The performance unfolded as a braided autobiography, moving between childhood earnestness and adult self-awareness. West’s stage presence initially read as sensitive and eager. She described herself as a circular peg in a square hole—a child who tried hard to be good while sensing she didn’t quite fit. Childhood memories surfaced through pop culture and movement: old photographs, early dance routines performed for parents in front of the television, and a red feather boa worn with total sincerity pointed to a girl already rehearsing how to be seen.

When the Spice Girls’ Stop Right Now blasted through the room, the response was immediate. It landed as a shared cultural flashpoint—a moment of solidarity for those who grew up buoyed by the promise of “girl power”. I recognised it myself: I too was a young girl swept up in that fervour, until the boys at school were adamant that Frogstomp was cooler, and enthusiasm for things made by women quietly became something to outgrow. West presented these memories not as nostalgia, but as early lessons in how gender, taste, and approval become entangled. The personal quickly became communal.

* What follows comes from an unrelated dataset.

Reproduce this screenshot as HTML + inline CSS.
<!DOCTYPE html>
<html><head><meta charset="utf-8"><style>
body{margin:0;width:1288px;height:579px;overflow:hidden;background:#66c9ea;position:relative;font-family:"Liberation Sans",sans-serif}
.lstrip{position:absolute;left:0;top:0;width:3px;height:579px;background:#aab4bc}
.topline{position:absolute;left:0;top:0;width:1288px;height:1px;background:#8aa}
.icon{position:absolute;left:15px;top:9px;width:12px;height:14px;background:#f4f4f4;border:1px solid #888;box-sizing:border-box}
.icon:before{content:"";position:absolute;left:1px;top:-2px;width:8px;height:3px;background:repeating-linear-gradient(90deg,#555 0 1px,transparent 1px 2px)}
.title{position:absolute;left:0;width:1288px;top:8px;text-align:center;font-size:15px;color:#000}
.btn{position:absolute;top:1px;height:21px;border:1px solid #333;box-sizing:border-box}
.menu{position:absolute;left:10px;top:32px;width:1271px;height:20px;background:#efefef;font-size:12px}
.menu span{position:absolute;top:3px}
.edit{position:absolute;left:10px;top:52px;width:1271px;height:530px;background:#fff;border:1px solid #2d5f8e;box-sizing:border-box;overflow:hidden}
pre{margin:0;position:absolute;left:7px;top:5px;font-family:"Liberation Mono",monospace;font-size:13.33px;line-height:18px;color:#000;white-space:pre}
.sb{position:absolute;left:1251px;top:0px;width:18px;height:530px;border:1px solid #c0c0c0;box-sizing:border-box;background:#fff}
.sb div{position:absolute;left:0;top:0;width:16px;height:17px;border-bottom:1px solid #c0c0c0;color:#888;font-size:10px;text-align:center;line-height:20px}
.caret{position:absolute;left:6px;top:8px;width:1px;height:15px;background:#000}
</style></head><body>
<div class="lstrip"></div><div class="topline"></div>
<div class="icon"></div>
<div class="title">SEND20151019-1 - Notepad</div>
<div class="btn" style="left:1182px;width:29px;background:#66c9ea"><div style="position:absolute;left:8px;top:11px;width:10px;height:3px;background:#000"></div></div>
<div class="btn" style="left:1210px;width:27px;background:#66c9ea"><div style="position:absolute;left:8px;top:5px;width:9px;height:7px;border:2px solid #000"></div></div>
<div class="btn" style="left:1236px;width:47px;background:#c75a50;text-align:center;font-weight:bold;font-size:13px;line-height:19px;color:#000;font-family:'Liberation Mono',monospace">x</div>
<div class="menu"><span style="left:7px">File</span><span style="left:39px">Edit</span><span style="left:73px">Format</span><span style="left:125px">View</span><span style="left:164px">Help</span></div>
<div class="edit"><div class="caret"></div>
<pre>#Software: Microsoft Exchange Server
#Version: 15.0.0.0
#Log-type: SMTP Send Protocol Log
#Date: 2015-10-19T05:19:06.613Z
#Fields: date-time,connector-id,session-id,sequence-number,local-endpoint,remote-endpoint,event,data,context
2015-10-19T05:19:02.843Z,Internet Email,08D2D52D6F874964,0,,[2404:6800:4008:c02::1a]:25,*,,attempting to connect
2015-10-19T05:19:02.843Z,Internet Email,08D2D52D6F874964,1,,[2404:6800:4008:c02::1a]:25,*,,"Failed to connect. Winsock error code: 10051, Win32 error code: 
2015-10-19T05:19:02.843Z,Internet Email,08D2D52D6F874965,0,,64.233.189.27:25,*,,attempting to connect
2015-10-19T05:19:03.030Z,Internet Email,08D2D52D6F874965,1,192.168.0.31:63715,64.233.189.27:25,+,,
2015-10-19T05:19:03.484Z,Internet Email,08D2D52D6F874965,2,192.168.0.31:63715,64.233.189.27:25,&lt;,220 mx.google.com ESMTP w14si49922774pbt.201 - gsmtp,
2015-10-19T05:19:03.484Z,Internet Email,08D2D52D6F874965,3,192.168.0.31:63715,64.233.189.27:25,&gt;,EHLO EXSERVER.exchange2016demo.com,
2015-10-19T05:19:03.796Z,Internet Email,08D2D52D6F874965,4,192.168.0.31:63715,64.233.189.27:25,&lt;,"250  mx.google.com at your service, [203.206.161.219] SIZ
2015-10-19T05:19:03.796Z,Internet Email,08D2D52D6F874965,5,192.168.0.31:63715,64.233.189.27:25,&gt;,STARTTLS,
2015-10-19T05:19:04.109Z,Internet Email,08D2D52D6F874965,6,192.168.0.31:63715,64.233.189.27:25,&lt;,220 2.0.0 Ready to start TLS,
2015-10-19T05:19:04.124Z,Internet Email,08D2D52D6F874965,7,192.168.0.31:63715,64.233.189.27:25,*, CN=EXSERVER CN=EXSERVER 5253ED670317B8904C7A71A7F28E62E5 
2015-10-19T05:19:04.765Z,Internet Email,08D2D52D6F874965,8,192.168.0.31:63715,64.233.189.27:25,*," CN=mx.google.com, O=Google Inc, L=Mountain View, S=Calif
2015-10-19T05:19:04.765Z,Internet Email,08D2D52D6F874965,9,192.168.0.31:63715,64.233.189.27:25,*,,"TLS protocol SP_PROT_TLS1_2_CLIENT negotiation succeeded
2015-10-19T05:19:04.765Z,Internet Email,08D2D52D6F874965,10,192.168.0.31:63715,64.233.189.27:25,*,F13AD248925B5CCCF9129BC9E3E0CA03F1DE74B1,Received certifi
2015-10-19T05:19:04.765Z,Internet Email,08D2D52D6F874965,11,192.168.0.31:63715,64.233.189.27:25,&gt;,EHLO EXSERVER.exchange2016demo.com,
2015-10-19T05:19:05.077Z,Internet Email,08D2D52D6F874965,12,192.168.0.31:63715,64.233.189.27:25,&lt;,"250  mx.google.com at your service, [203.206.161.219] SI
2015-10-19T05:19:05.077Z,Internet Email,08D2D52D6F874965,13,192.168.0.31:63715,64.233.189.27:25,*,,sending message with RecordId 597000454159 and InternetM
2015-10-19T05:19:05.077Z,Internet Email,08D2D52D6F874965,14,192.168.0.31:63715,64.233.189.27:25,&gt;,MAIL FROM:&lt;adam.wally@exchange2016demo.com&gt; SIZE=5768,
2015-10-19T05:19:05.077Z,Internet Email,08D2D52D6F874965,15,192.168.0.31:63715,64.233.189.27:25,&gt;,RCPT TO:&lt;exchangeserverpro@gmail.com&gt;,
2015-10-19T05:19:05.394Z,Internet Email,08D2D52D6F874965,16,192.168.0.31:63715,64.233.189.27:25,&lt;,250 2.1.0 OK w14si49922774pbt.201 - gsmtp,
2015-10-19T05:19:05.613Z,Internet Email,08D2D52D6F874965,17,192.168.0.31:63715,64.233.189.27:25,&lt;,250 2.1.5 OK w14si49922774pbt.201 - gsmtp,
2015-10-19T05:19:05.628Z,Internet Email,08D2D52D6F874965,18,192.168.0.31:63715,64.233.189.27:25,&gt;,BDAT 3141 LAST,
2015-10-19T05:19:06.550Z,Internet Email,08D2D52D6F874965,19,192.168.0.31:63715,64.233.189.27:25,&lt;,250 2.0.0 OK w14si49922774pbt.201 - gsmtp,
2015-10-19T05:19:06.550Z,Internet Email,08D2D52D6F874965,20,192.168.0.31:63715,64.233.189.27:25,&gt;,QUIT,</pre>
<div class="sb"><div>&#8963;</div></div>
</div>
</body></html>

This impulse placed Blacksheep in conversation with recent Blue Room solo works led by other non-male artists, where autobiography functions less as confession than as cultural case study. Validation and being seen formed the undercurrent here, whether through synchronised swimming, pop fandom, or later, more perilous forms of self-erasure.

The show did not flinch from darker terrain. A mannequin appeared as a stand-in for the “perfect normal woman”, absorbing West’s projections of longing and frustration. Crash dieting before the school ball marked the beginning of a fraught relationship with food and control. A haunting rendition of Skinny Love accompanied anxious movement under a blue wash of light; echoes of negative self-talk—“Are you dieting, babes?”—ricocheted around the room. A black silk sheet evoked intrusive thinking as the imagery escalated towards panic and loss of control. In one of the work’s most confronting passages, the ghost of an eating disorder was rendered tangible, handled with care rather than shock.

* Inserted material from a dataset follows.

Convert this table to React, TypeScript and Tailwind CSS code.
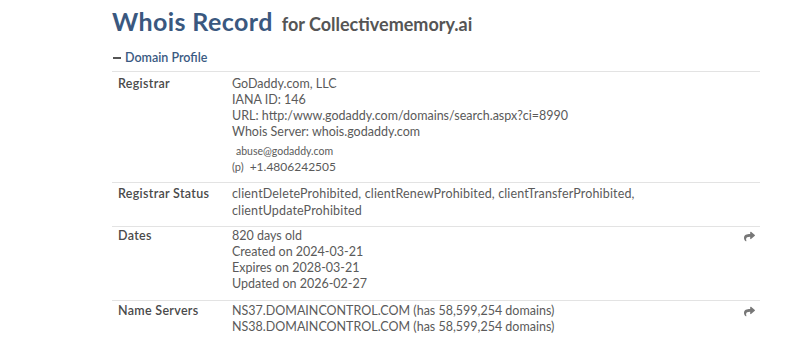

Blacksheep resisted freezing identity at any single revelation. West’s coming out at school—rare and risky at the time—was treated not as a narrative climax but as a waypoint. The thrill of queer belonging followed: gay clubs, drag families, towering red boots, and lip-synced anthems (Let’s Have a Kiki, Gaga). The crowd responded warmly, energised by the drag-club exuberance, even as West acknowledged the pressures that accompany belonging—labels, sexual expectation, and the demand to perform queerness correctly.

Sexuality, like gender, was treated as fluid and evolving. West spoke about being attracted to people rather than genders and the suspicion that often greets that position. Humour punctured the tension—jokes about being labelled “greedy”, sexual inexperience, and the awkward negotiations of adulthood after the end of a long-term same-sex relationship. Contraception also entered the frame: avoiding hormonal options, West named herself, with dry wit, the black sheep of contraception.

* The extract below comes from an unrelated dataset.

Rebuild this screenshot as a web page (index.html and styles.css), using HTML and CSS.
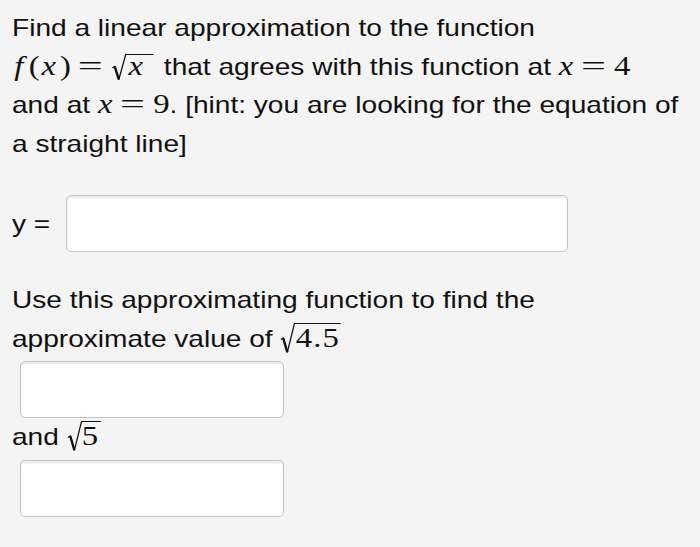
FILE: index.html
```html
<!DOCTYPE html>
<html>
<head>
<meta charset="utf-8">
<link rel="stylesheet" href="styles.css">
</head>
<body>
<div class="page">
  <p class="text q1">Find a linear approximation to the function<br>
    <span class="m"><i class="fn">f</i><span class="p">(</span><i>x</i><span class="p">)</span><span class="eq">=</span><span class="sqrt sq-small"><svg class="rad" width="13" height="27" viewBox="0 0 13 27"><path d="M0.8 15 L2.8 13.5 L6.3 26.5 L12.4 0.7" fill="none" stroke="#111" stroke-width="1.1"/><path d="M2.8 13.5 L6.3 26.5" stroke="#111" stroke-width="2"/></svg><span class="rc"><i>x</i></span></span></span> that agrees with this function at <span class="m"><i>x</i><span class="eq">=</span>4</span><br>
    and at <span class="m"><i>x</i><span class="eq">=</span>9</span>. [hint: you are looking for the equation of<br>
    a straight line]</p>

  <div class="row">
    <span class="text label">y =</span>
    <div class="box wide"></div>
  </div>

  <p class="text q2">Use this approximating function to find the<br>
    approximate value of <span class="m"><span class="sqrt"><svg class="rad" width="13" height="30" viewBox="0 0 13 30"><path d="M0.8 16.5 L2.8 15 L6.3 29.3 L12.4 0.7" fill="none" stroke="#111" stroke-width="1.1"/><path d="M2.8 15 L6.3 29.3" stroke="#111" stroke-width="2"/></svg><span class="rc">4.5</span></span></span></p>
  <div class="box small"></div>

  <p class="text q3">and <span class="m"><span class="sqrt"><svg class="rad" width="13" height="30" viewBox="0 0 13 30"><path d="M0.8 16.5 L2.8 15 L6.3 29.3 L12.4 0.7" fill="none" stroke="#111" stroke-width="1.1"/><path d="M2.8 15 L6.3 29.3" stroke="#111" stroke-width="2"/></svg><span class="rc">5</span></span></span></p>
  <div class="box small"></div>
</div>
</body>
</html>
```

FILE: styles.css
```css
html, body {
  margin: 0;
  padding: 0;
  background: #f4f4f4;
}

.page {
  padding: 9px 12px 0 12px;
  color: #111;
}

.text {
  font-family: "Liberation Sans", Arial, sans-serif;
  font-size: 24px;
  line-height: 38.5px;
  margin: 0;
  width: 580px;
  white-space: nowrap;
  transform: scaleX(1.17);
  transform-origin: 0 0;
}

.m {
  font-family: "Liberation Serif", "Times New Roman", serif;
  font-size: 28px;
  line-height: 1;
  white-space: nowrap;
}

.m i {
  font-style: italic;
  margin-right: 2px;
}

.m .fn {
  margin-left: 2px;
  margin-right: 3px;
}

.p {
  margin: 0 1.5px;
}

.eq {
  display: inline-block;
  transform: scaleX(1.35);
  margin: 0 10px 0 7px;
}

.sqrt {
  display: inline-block;
  white-space: nowrap;
}

.rad {
  display: inline-block;
  vertical-align: -6px;
  margin-right: -1px;
}

.rc {
  display: inline-block;
  border-top: 1.3px solid #111;
  padding: 0 1px 0 1px;
  line-height: 1;
  letter-spacing: 1px;
}

.sq-small {
  margin-right: 2px;
}

.sq-small .rad {
  vertical-align: -5px;
}

.sq-small .rc {
  line-height: 0.8;
  padding-left: 3px;
  padding-right: 7px;
  letter-spacing: 0;
}

.q1 {
  margin-bottom: 32px;
}

.row {
  display: flex;
  align-items: center;
}

.label {
  line-height: 1;
  width: 54px;
  flex: none;
}

.box {
  background: #fff;
  border: 1px solid #c4c4c4;
  border-radius: 5px;
  box-shadow: inset 0 2px 2px rgba(0, 0, 0, 0.09);
  box-sizing: border-box;
  height: 57px;
}

.wide {
  width: 502px;
}

.small {
  width: 264px;
  margin-left: 8px;
}

.q2 {
  margin-top: 29px;
  margin-bottom: 3px;
}

.q3 {
  margin-top: 0;
  margin-bottom: 3px;
}
```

The later sections widened the lens. Drawing on ideas popularised by Brené Brown, the work suggested that the parts of our story we refuse to face continue to exert power, while those we claim can be reshaped. A social experiment conducted in London—West standing blindfolded in public, inviting strangers to draw a heart on her body—was revisited through video documentation, framed as agency rather than exposure.

The closing movement returned to embodiment. West danced through different ages of herself before landing on a refusal to contort any further: “I won’t fit into your perfectly pedicured box.” As the standing ovation erupted, there was a sense that something had landed exactly where it needed to. This first Fringe season of Blacksheep felt less like a debut than a necessary offering—one that understood gender as learned, performed, resisted, and revised over time. Importantly, West closed by providing resources for eating disorder support, grounding the work’s catharsis in care.

Blacksheep made a compelling case for the value of the outsider, not as an exception but as a guide. In a cultural moment still invested in boxes and binaries, West’s refusal to fit neatly reads as both personal survival and political gesture.